- What you are asked to do -
Lines that hold the word "React" should be located and copied.

- Given information -

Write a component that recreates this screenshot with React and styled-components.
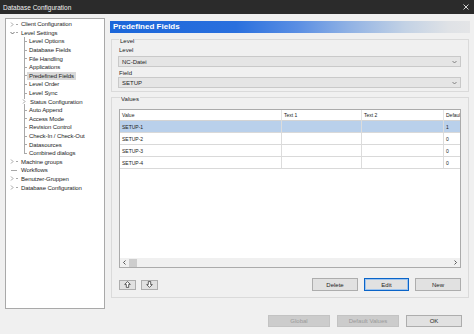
import React from 'react';
import styled, { createGlobalStyle, css } from 'styled-components';

const GlobalStyle = createGlobalStyle`
  html, body { margin: 0; padding: 0; }
  body {
    background: #f0f0f0;
    font-family: "Liberation Sans", Arial, sans-serif;
    color: #1a1a1a;
  }
  * { box-sizing: border-box; }
`;

const Window = styled.div`
  width: 474px;
  height: 334px;
  display: flex;
  flex-direction: column;
  background: #f0f0f0;
  overflow: hidden;
`;

const TitleBar = styled.div`
  height: 14px;
  flex: none;
  background: #2b2b2b;
  color: #f2f2f2;
  display: flex;
  align-items: center;
  justify-content: space-between;
  padding: 0 5px 0 3px;
  font-size: 6.5px;
`;

const Body = styled.div`
  flex: 1;
  min-width: 0;
  display: flex;
  flex-direction: column;
  padding: 4px 4px 0 5px;
`;

const Main = styled.div`
  display: flex;
  gap: 4px;
  height: 291px;
  min-width: 0;
`;

/* ---------- Tree ---------- */
const TreePanel = styled.div`
  width: 100px;
  height: 100%;
  flex: none;
  background: #fff;
  border: 1px solid #a9a9a9;
  padding-top: 1px;
  font-size: 6px;
  letter-spacing: -0.1px;
`;

const TreeRow = styled.div`
  height: 8.6px;
  display: flex;
  align-items: stretch;
  white-space: nowrap;
  padding-left: ${(p) => (p.$depth ? 18 : 4)}px;
`;

const RootSlot = styled.span`
  width: 9px;
  flex: none;
  display: flex;
  align-items: center;
  background: linear-gradient(#a8a8a8, #a8a8a8) no-repeat;
  background-size: ${(p) => (p.$leaf ? '6px 1px' : '2px 1px')};
  background-position: ${(p) => (p.$leaf ? '1px 50%' : '6px 50%')};
`;

const Connector = styled.span`
  width: ${(p) => (p.$expander ? 4 : 3)}px;
  flex: none;
  display: flex;
  align-items: center;
  background:
    linear-gradient(#a8a8a8, #a8a8a8) left top / 1px ${(p) => (p.$last ? '50%' : '100%')} no-repeat,
    linear-gradient(#a8a8a8, #a8a8a8) left center / ${(p) => (p.$expander ? '0px' : '100%')} 1px no-repeat;
`;

const ChevronBox = styled.span`
  display: flex;
  align-items: center;
  margin-left: ${(p) => p.$shift || 0}px;
  background: ${(p) => (p.$white ? '#fff' : 'transparent')};
`;

const TreeLabel = styled.span`
  display: flex;
  align-items: center;
  padding: 0 2px;
  color: #1e1e1e;
  ${(p) =>
    p.$selected &&
    css`
      background: #d9d9d9;
    `}
`;

const ChevronRight = ({ color = '#8c8c8c' }) => (
  <svg width="4" height="5" viewBox="0 0 4 5">
    <path d="M1 0.5 L3 2.5 L1 4.5" stroke={color} strokeWidth="0.8" fill="none" />
  </svg>
);

const ChevronDown = () => (
  <svg width="5" height="4" viewBox="0 0 5 4">
    <path d="M0.5 1 L2.5 3 L4.5 1" stroke="#505050" strokeWidth="0.8" fill="none" />
  </svg>
);

const treeData = [
  { label: 'Client Configuration', depth: 0, exp: 'closed' },
  { label: 'Level Settings', depth: 0, exp: 'open' },
  { label: 'Level Options', depth: 1 },
  { label: 'Database Fields', depth: 1 },
  { label: 'File Handling', depth: 1 },
  { label: 'Applications', depth: 1 },
  { label: 'Predefined Fields', depth: 1, selected: true },
  { label: 'Level Order', depth: 1 },
  { label: 'Level Sync', depth: 1 },
  { label: 'Status Configuration', depth: 1, exp: 'closed' },
  { label: 'Auto Append', depth: 1 },
  { label: 'Access Mode', depth: 1 },
  { label: 'Revision Control', depth: 1 },
  { label: 'Check-In / Check-Out', depth: 1 },
  { label: 'Datasources', depth: 1 },
  { label: 'Combined dialogs', depth: 1, last: true },
  { label: 'Machine groups', depth: 0, exp: 'closed' },
  { label: 'Workflows', depth: 0 },
  { label: 'Benutzer-Gruppen', depth: 0, exp: 'closed' },
  { label: 'Database Configuration', depth: 0, exp: 'closed' },
];

const TreeItem = ({ item }) => {
  if (item.depth === 0) {
    return (
      <TreeRow $depth={0}>
        <RootSlot $leaf={!item.exp}>
          {item.exp === 'closed' && <ChevronRight />}
          {item.exp === 'open' && <ChevronDown />}
        </RootSlot>
        <TreeLabel $selected={item.selected}>{item.label}</TreeLabel>
      </TreeRow>
    );
  }
  return (
    <TreeRow $depth={1}>
      <Connector $last={item.last} $expander={!!item.exp}>
        {item.exp && (
          <ChevronBox $shift={-2} $white>
            <ChevronRight />
          </ChevronBox>
        )}
      </Connector>
      <TreeLabel $selected={item.selected}>{item.label}</TreeLabel>
    </TreeRow>
  );
};

/* ---------- Right pane ---------- */
const RightPane = styled.div`
  flex: 1;
  min-width: 0;
  display: flex;
  flex-direction: column;
  padding-top: 3px;
`;

const Banner = styled.div`
  height: 12px;
  margin-left: 1px;
  padding-left: 3px;
  background: linear-gradient(
    to right,
    #1b66d9 0%,
    #2a70de 35%,
    #5a8ee3 52%,
    #8fb1e4 66%,
    #c3d2e5 82%,
    #dfe2e6 94%,
    #e4e5e7 100%
  );
  color: #fff;
  font-weight: bold;
  font-size: 8px;
  line-height: 12px;
`;

const Group = styled.fieldset`
  margin: ${(p) => p.$top}px 1px 0 2px;
  padding: 0 7px ${(p) => p.$bottom}px ${(p) => p.$left}px;
  border: 1px solid #dadada;
  min-width: 0;
`;

const Legend = styled.legend`
  font-size: 6px;
  line-height: 6px;
  padding: 3px 1px 0 1px;
  margin-left: 1px;
  color: #1e1e1e;
`;

const FieldLabel = styled.div`
  font-size: 6px;
  line-height: 7px;
  margin-top: 3px;
  padding-left: 1px;
  color: #1e1e1e;
`;

const Combo = styled.div`
  height: 11px;
  margin-top: ${(p) => p.$top}px;
  background: #e5e5e5;
  border: 1px solid #c9c9c9;
  display: flex;
  align-items: center;
  justify-content: space-between;
  padding: 0 3px 0 3px;
  font-size: 6px;
  color: #1e1e1e;
`;

const ComboArrow = () => (
  <svg width="5" height="4" viewBox="0 0 5 4">
    <path d="M0.5 1 L2.5 3 L4.5 1" stroke="#6a6a6a" strokeWidth="0.8" fill="none" />
  </svg>
);

/* ---------- Table ---------- */
const TableFrame = styled.div`
  height: 159px;
  margin-top: 7px;
  border: 1px solid #ababab;
  background: #fff;
  display: flex;
  flex-direction: column;
  overflow: hidden;
  min-width: 0;
`;

const Grid = styled.div`
  flex: 1;
  min-width: 0;
  display: grid;
  grid-template-columns: 162px 80px 82px 40px;
  grid-template-rows: 11px;
  grid-auto-rows: 12px;
  align-content: start;
  overflow: hidden;
  font-size: 5px;
`;

const Cell = styled.div`
  display: flex;
  align-items: center;
  padding-left: 2px;
  white-space: nowrap;
  overflow: hidden;
  color: #222;
  border-right: 1px solid ${(p) => (p.$head ? '#e4e4e4' : '#dcdcdc')};
  border-bottom: 1px solid ${(p) => (p.$head ? '#d3d3d3' : '#d9d9d9')};
  background: ${(p) => (p.$selected ? '#b9d0eb' : '#fff')};
`;

const ScrollBar = styled.div`
  height: 9px;
  flex: none;
  background: #f0f0f0;
  display: flex;
  align-items: center;
`;

const ScrollArrow = styled.span`
  width: 9px;
  height: 100%;
  display: flex;
  align-items: center;
  justify-content: center;
`;

const ScrollThumb = styled.span`
  width: 8px;
  height: 8px;
  background: #cdcdcd;
`;

const ScrollSpacer = styled.span`
  flex: 1;
`;

/* ---------- Buttons ---------- */
const ButtonRow = styled.div`
  display: flex;
  align-items: center;
  margin-top: 10px;
  gap: 5px;
`;

const Spacer = styled.div`
  flex: 1;
`;

const ActionGroup = styled.div`
  display: flex;
  gap: 6px;
`;

const IconButton = styled.button`
  width: 17px;
  height: 10px;
  padding: 0;
  border: 1px solid #adadad;
  background: #e1e1e1;
  display: flex;
  align-items: center;
  justify-content: center;
`;

const Button = styled.button`
  width: ${(p) => p.$w}px;
  height: ${(p) => p.$h}px;
  padding: 0;
  font-family: "Liberation Sans", Arial, sans-serif;
  font-size: 6px;
  color: #1e1e1e;
  background: #e1e1e1;
  border: 1px solid #adadad;
  ${(p) =>
    p.$focused &&
    css`
      border-color: #0a64c8;
      box-shadow: inset 0 0 0 1px #9cc3ee;
    `}
  ${(p) =>
    p.disabled &&
    css`
      background: #cccccc;
      border-color: #c3c3c3;
      color: #9a9a9a;
    `}
`;

const Footer = styled.div`
  display: flex;
  justify-content: flex-end;
  gap: 7px;
  margin-top: 6px;
  padding-right: 8px;
`;

const UpArrow = () => (
  <svg width="7" height="7" viewBox="0 0 7 7">
    <path d="M3.5 0.6 L6.3 3.4 H4.7 V6.4 H2.3 V3.4 H0.7 Z" stroke="#222" strokeWidth="0.7" fill="#fff" />
  </svg>
);

const DownArrow = () => (
  <svg width="7" height="7" viewBox="0 0 7 7">
    <path d="M3.5 6.4 L6.3 3.6 H4.7 V0.6 H2.3 V3.6 H0.7 Z" stroke="#222" strokeWidth="0.7" fill="#fff" />
  </svg>
);

const CloseIcon = () => (
  <svg width="6" height="6" viewBox="0 0 6 6">
    <path d="M0.5 0.5 L5.5 5.5 M5.5 0.5 L0.5 5.5" stroke="#e8e8e8" strokeWidth="0.9" />
  </svg>
);

const rows = [
  { value: 'SETUP-1', def: '1', selected: true },
  { value: 'SETUP-2', def: '0' },
  { value: 'SETUP-3', def: '0' },
  { value: 'SETUP-4', def: '0' },
];

export default function App() {
  return (
    <>
      <GlobalStyle />
      <Window>
        <TitleBar>
          <span>Database Configuration</span>
          <CloseIcon />
        </TitleBar>
        <Body>
          <Main>
            <TreePanel>
              {treeData.map((item) => (
                <TreeItem key={item.label} item={item} />
              ))}
            </TreePanel>
            <RightPane>
              <Banner>Predefined Fields</Banner>
              <Group $top={1.5} $bottom={3} $left={6}>
                <Legend>Level</Legend>
                <FieldLabel>Level</FieldLabel>
                <Combo $top={2.5}>
                  <span>NC-Datei</span>
                  <ComboArrow />
                </Combo>
                <FieldLabel>Field</FieldLabel>
                <Combo $top={0}>
                  <span>SETUP</span>
                  <ComboArrow />
                </Combo>
              </Group>
              <Group $top={1} $bottom={6} $left={7}>
                <Legend>Values</Legend>
                <TableFrame>
                  <Grid>
                    <Cell $head>Value</Cell>
                    <Cell $head>Text 1</Cell>
                    <Cell $head>Text 2</Cell>
                    <Cell $head>Default</Cell>
                    {rows.map((r) => (
                      <React.Fragment key={r.value}>
                        <Cell $selected={r.selected}>{r.value}</Cell>
                        <Cell $selected={r.selected} />
                        <Cell $selected={r.selected} />
                        <Cell $selected={r.selected}>{r.def}</Cell>
                      </React.Fragment>
                    ))}
                  </Grid>
                  <ScrollBar>
                    <ScrollArrow>
                      <svg width="3" height="5" viewBox="0 0 3 5">
                        <path d="M2.5 0.5 L0.5 2.5 L2.5 4.5" stroke="#333" strokeWidth="0.8" fill="none" />
                      </svg>
                    </ScrollArrow>
                    <ScrollThumb />
                    <ScrollSpacer />
                    <ScrollArrow>
                      <svg width="3" height="5" viewBox="0 0 3 5">
                        <path d="M0.5 0.5 L2.5 2.5 L0.5 4.5" stroke="#333" strokeWidth="0.8" fill="none" />
                      </svg>
                    </ScrollArrow>
                  </ScrollBar>
                </TableFrame>
                <ButtonRow>
                  <IconButton>
                    <UpArrow />
                  </IconButton>
                  <IconButton>
                    <DownArrow />
                  </IconButton>
                  <Spacer />
                  <ActionGroup>
                    <Button $w={46} $h={13}>Delete</Button>
                    <Button $w={45} $h={13} $focused>Edit</Button>
                    <Button $w={46} $h={13}>New</Button>
                  </ActionGroup>
                </ButtonRow>
              </Group>
            </RightPane>
          </Main>
          <Footer>
            <Button $w={62} $h={12} disabled>Global</Button>
            <Button $w={62} $h={12} disabled>Default Values</Button>
            <Button $w={56} $h={12}>OK</Button>
          </Footer>
        </Body>
      </Window>
    </>
  );
}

- Finished answer -
Write a component that recreates this screenshot with React and styled-components.
import React from 'react';
                      <React.Fragment key={r.value}>
                      </React.Fragment>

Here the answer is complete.